### [GOAL]
Repeat what the lines below say, word for word, and skip every image.

(Code that builds pages)
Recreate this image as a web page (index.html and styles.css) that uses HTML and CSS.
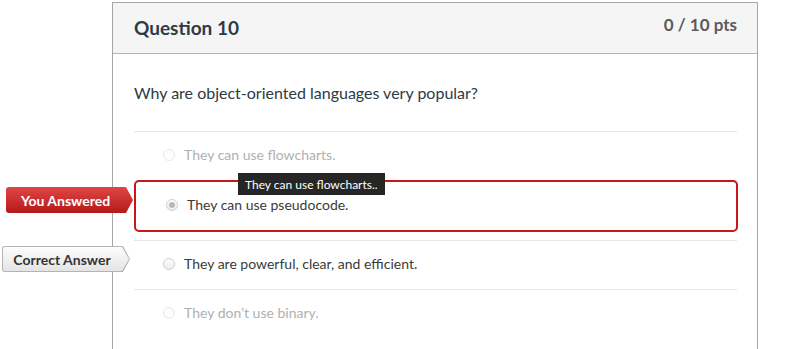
FILE: index.html
```html
<!DOCTYPE html>
<html lang="en">

<head>
  <meta charset="UTF-8">
  <title>Question 10</title>
  <link rel="stylesheet" href="styles.css">
</head>

<body>
  <main class="Quiz">
    <div class="Question">
      <div class="Question-header">
        <h2 class="Question-title">Question 10</h2>
        <span class="Question-points">0 / 10 pts</span>
      </div>
      <div class="Question-body">
        <p class="Question-text">Why are object-oriented languages very popular?</p>
        <ul class="Answers">
          <li class="Answer is-muted">
            <span class="Radio"></span>
            <span>They can use flowcharts.</span>
          </li>
          <li class="Answer is-wrong">
            <span class="Flag Flag--wrong">You Answered</span>
            <span class="Radio is-checked"></span>
            <span>They can use pseudocode.</span>
            <span class="Tooltip">They can use flowcharts..</span>
          </li>
          <li class="Answer">
            <span class="Flag Flag--correct">Correct Answer</span>
            <span class="Radio"></span>
            <span>They are powerful, clear, and efficient.</span>
          </li>
          <li class="Answer is-muted">
            <span class="Radio"></span>
            <span>They don’t use binary.</span>
          </li>
        </ul>
      </div>
    </div>
  </main>
</body>

</html>
```

FILE: styles.css
```css
body {
  background: #fff;
  color: #2d3b45;
  font-family: Lato, "Open Sans", Arial, sans-serif;
  margin: 0;
}

* {
  box-sizing: border-box;
}

.Quiz {
  padding: 2px 0 0 112px;
  width: 758px;
}

.Question {
  border: 1px solid #a6a6a6;
  border-bottom: 0;
}

.Question-header {
  display: flex;
  justify-content: space-between;
  align-items: flex-start;
  height: 51px;
  padding: 0 20px 0 21px;
  background: #f5f5f5;
  border-bottom: 1px solid #b5b5b5;
}

.Question-title {
  margin: 12px 0 0;
  font-size: 19px;
  line-height: 26px;
  font-weight: bold;
  color: #2d3b45;
}

.Question-points {
  margin-top: 11px;
  font-size: 17px;
  line-height: 22px;
  font-weight: bold;
  color: #5b5b5b;
}

.Question-body {
  padding: 27px 20px 30px 21px;
}

.Question-text {
  margin: 0 0 26px;
  font-size: 16px;
  line-height: 24px;
}

.Answers {
  margin: 0;
  padding: 0;
  list-style: none;
}

.Answer {
  position: relative;
  display: flex;
  align-items: center;
  gap: 9px;
  height: 49px;
  padding: 0 0 3px 29px;
  border-top: 1px solid #e6e6e6;
  font-size: 14px;
  color: #3a3a3a;
}

.Answer.is-muted {
  color: #b0b0b0;
}

.Answer.is-wrong {
  height: 52px;
  margin: 0 -1px 8px 0;
  padding-left: 30px;
  border: 2px solid #c81717;
  border-radius: 5px;
}

.Radio {
  width: 12px;
  height: 12px;
  flex-shrink: 0;
  border-radius: 50%;
  border: 1px solid #cfcfcf;
  background: linear-gradient(#fff, #ececec);
  display: flex;
  justify-content: center;
  align-items: center;
}

.is-muted .Radio {
  border-color: #e8e8e8;
  background: #fdfdfd;
}

.Radio.is-checked::after {
  content: "";
  width: 6px;
  height: 6px;
  border-radius: 50%;
  background: #b8b8b8;
}

.Flag {
  position: absolute;
  top: 5px;
  left: -130px;
  width: 127px;
  height: 26px;
  padding-right: 8px;
  display: flex;
  justify-content: center;
  align-items: center;
  font-size: 14px;
  font-weight: bold;
  border-radius: 3px 0 0 3px;
  clip-path: polygon(0 0, calc(100% - 7px) 0, 100% 50%, calc(100% - 7px) 100%, 0 100%);
}

.Flag--wrong {
  color: #fff;
  background: linear-gradient(#e04646, #b41a1a);
}

.Flag--correct {
  top: 5px;
  left: -132px;
  width: 128px;
  color: #333;
  background: #b4b4b4;
  z-index: 0;
}

.Flag--correct::before {
  content: "";
  position: absolute;
  top: 1px;
  left: 1px;
  right: 1px;
  bottom: 1px;
  z-index: -1;
  border-radius: 2px 0 0 2px;
  background: linear-gradient(#fdfdfd, #e4e4e4);
  clip-path: polygon(0 0, calc(100% - 7px) 0, 100% 50%, calc(100% - 7px) 100%, 0 100%);
}

.Tooltip {
  position: absolute;
  top: -9px;
  left: 102px;
  height: 22px;
  padding: 0 7px;
  display: flex;
  align-items: center;
  background: #262626;
  color: #fff;
  font-size: 12px;
  white-space: nowrap;
}
```
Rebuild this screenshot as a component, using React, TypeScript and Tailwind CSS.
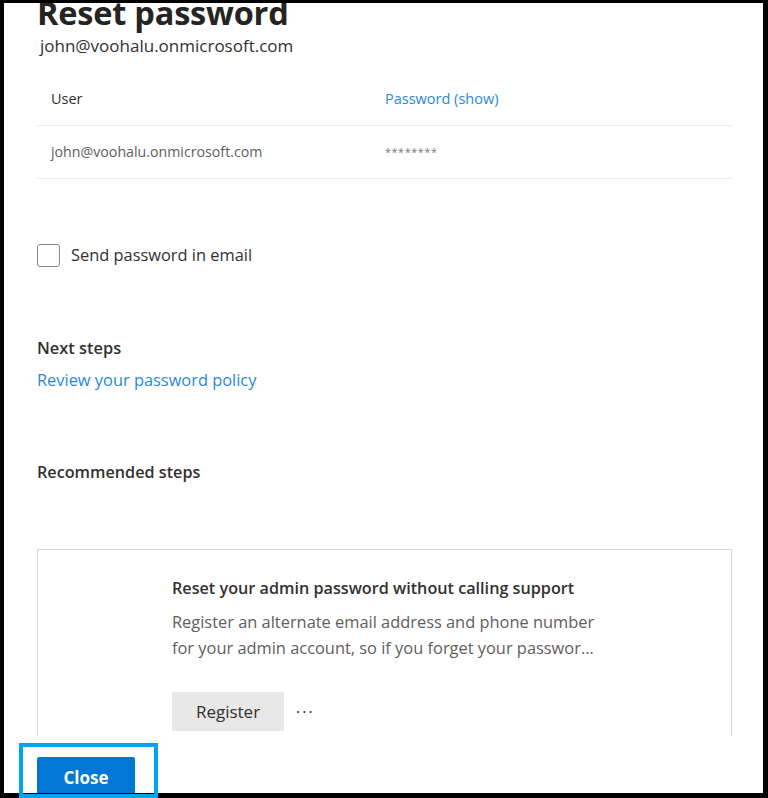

### [CORRECT RESPONSE]
Recreate this image as a web page (index.html and styles.css) that uses HTML and CSS.
FILE: index.html
```html
<!DOCTYPE html>
<html lang="en">

<head>
  <meta charset="UTF-8">
  <title>Question 10</title>
  <link rel="stylesheet" href="styles.css">
</head>

<body>
  <main class="Quiz">
    <div class="Question">
      <div class="Question-header">
        <h2 class="Question-title">Question 10</h2>
        <span class="Question-points">0 / 10 pts</span>
      </div>
      <div class="Question-body">
        <p class="Question-text">Why are object-oriented languages very popular?</p>
        <ul class="Answers">
          <li class="Answer is-muted">
            <span class="Radio"></span>
            <span>They can use flowcharts.</span>
          </li>
          <li class="Answer is-wrong">
            <span class="Flag Flag--wrong">You Answered</span>
            <span class="Radio is-checked"></span>
            <span>They can use pseudocode.</span>
            <span class="Tooltip">They can use flowcharts..</span>
          </li>
          <li class="Answer">
            <span class="Flag Flag--correct">Correct Answer</span>
            <span class="Radio"></span>
            <span>They are powerful, clear, and efficient.</span>
          </li>
          <li class="Answer is-muted">
            <span class="Radio"></span>
            <span>They don’t use binary.</span>
          </li>
        </ul>
      </div>
    </div>
  </main>
</body>

</html>
```

FILE: styles.css
```css
body {
  background: #fff;
  color: #2d3b45;
  font-family: Lato, "Open Sans", Arial, sans-serif;
  margin: 0;
}

* {
  box-sizing: border-box;
}

.Quiz {
  padding: 2px 0 0 112px;
  width: 758px;
}

.Question {
  border: 1px solid #a6a6a6;
  border-bottom: 0;
}

.Question-header {
  display: flex;
  justify-content: space-between;
  align-items: flex-start;
  height: 51px;
  padding: 0 20px 0 21px;
  background: #f5f5f5;
  border-bottom: 1px solid #b5b5b5;
}

.Question-title {
  margin: 12px 0 0;
  font-size: 19px;
  line-height: 26px;
  font-weight: bold;
  color: #2d3b45;
}

.Question-points {
  margin-top: 11px;
  font-size: 17px;
  line-height: 22px;
  font-weight: bold;
  color: #5b5b5b;
}

.Question-body {
  padding: 27px 20px 30px 21px;
}

.Question-text {
  margin: 0 0 26px;
  font-size: 16px;
  line-height: 24px;
}

.Answers {
  margin: 0;
  padding: 0;
  list-style: none;
}

.Answer {
  position: relative;
  display: flex;
  align-items: center;
  gap: 9px;
  height: 49px;
  padding: 0 0 3px 29px;
  border-top: 1px solid #e6e6e6;
  font-size: 14px;
  color: #3a3a3a;
}

.Answer.is-muted {
  color: #b0b0b0;
}

.Answer.is-wrong {
  height: 52px;
  margin: 0 -1px 8px 0;
  padding-left: 30px;
  border: 2px solid #c81717;
  border-radius: 5px;
}

.Radio {
  width: 12px;
  height: 12px;
  flex-shrink: 0;
  border-radius: 50%;
  border: 1px solid #cfcfcf;
  background: linear-gradient(#fff, #ececec);
  display: flex;
  justify-content: center;
  align-items: center;
}

.is-muted .Radio {
  border-color: #e8e8e8;
  background: #fdfdfd;
}

.Radio.is-checked::after {
  content: "";
  width: 6px;
  height: 6px;
  border-radius: 50%;
  background: #b8b8b8;
}

.Flag {
  position: absolute;
  top: 5px;
  left: -130px;
  width: 127px;
  height: 26px;
  padding-right: 8px;
  display: flex;
  justify-content: center;
  align-items: center;
  font-size: 14px;
  font-weight: bold;
  border-radius: 3px 0 0 3px;
  clip-path: polygon(0 0, calc(100% - 7px) 0, 100% 50%, calc(100% - 7px) 100%, 0 100%);
}

.Flag--wrong {
  color: #fff;
  background: linear-gradient(#e04646, #b41a1a);
}

.Flag--correct {
  top: 5px;
  left: -132px;
  width: 128px;
  color: #333;
  background: #b4b4b4;
  z-index: 0;
}

.Flag--correct::before {
  content: "";
  position: absolute;
  top: 1px;
  left: 1px;
  right: 1px;
  bottom: 1px;
  z-index: -1;
  border-radius: 2px 0 0 2px;
  background: linear-gradient(#fdfdfd, #e4e4e4);
  clip-path: polygon(0 0, calc(100% - 7px) 0, 100% 50%, calc(100% - 7px) 100%, 0 100%);
}

.Tooltip {
  position: absolute;
  top: -9px;
  left: 102px;
  height: 22px;
  padding: 0 7px;
  display: flex;
  align-items: center;
  background: #262626;
  color: #fff;
  font-size: 12px;
  white-space: nowrap;
}
```
Rebuild this screenshot as a component, using React, TypeScript and Tailwind CSS.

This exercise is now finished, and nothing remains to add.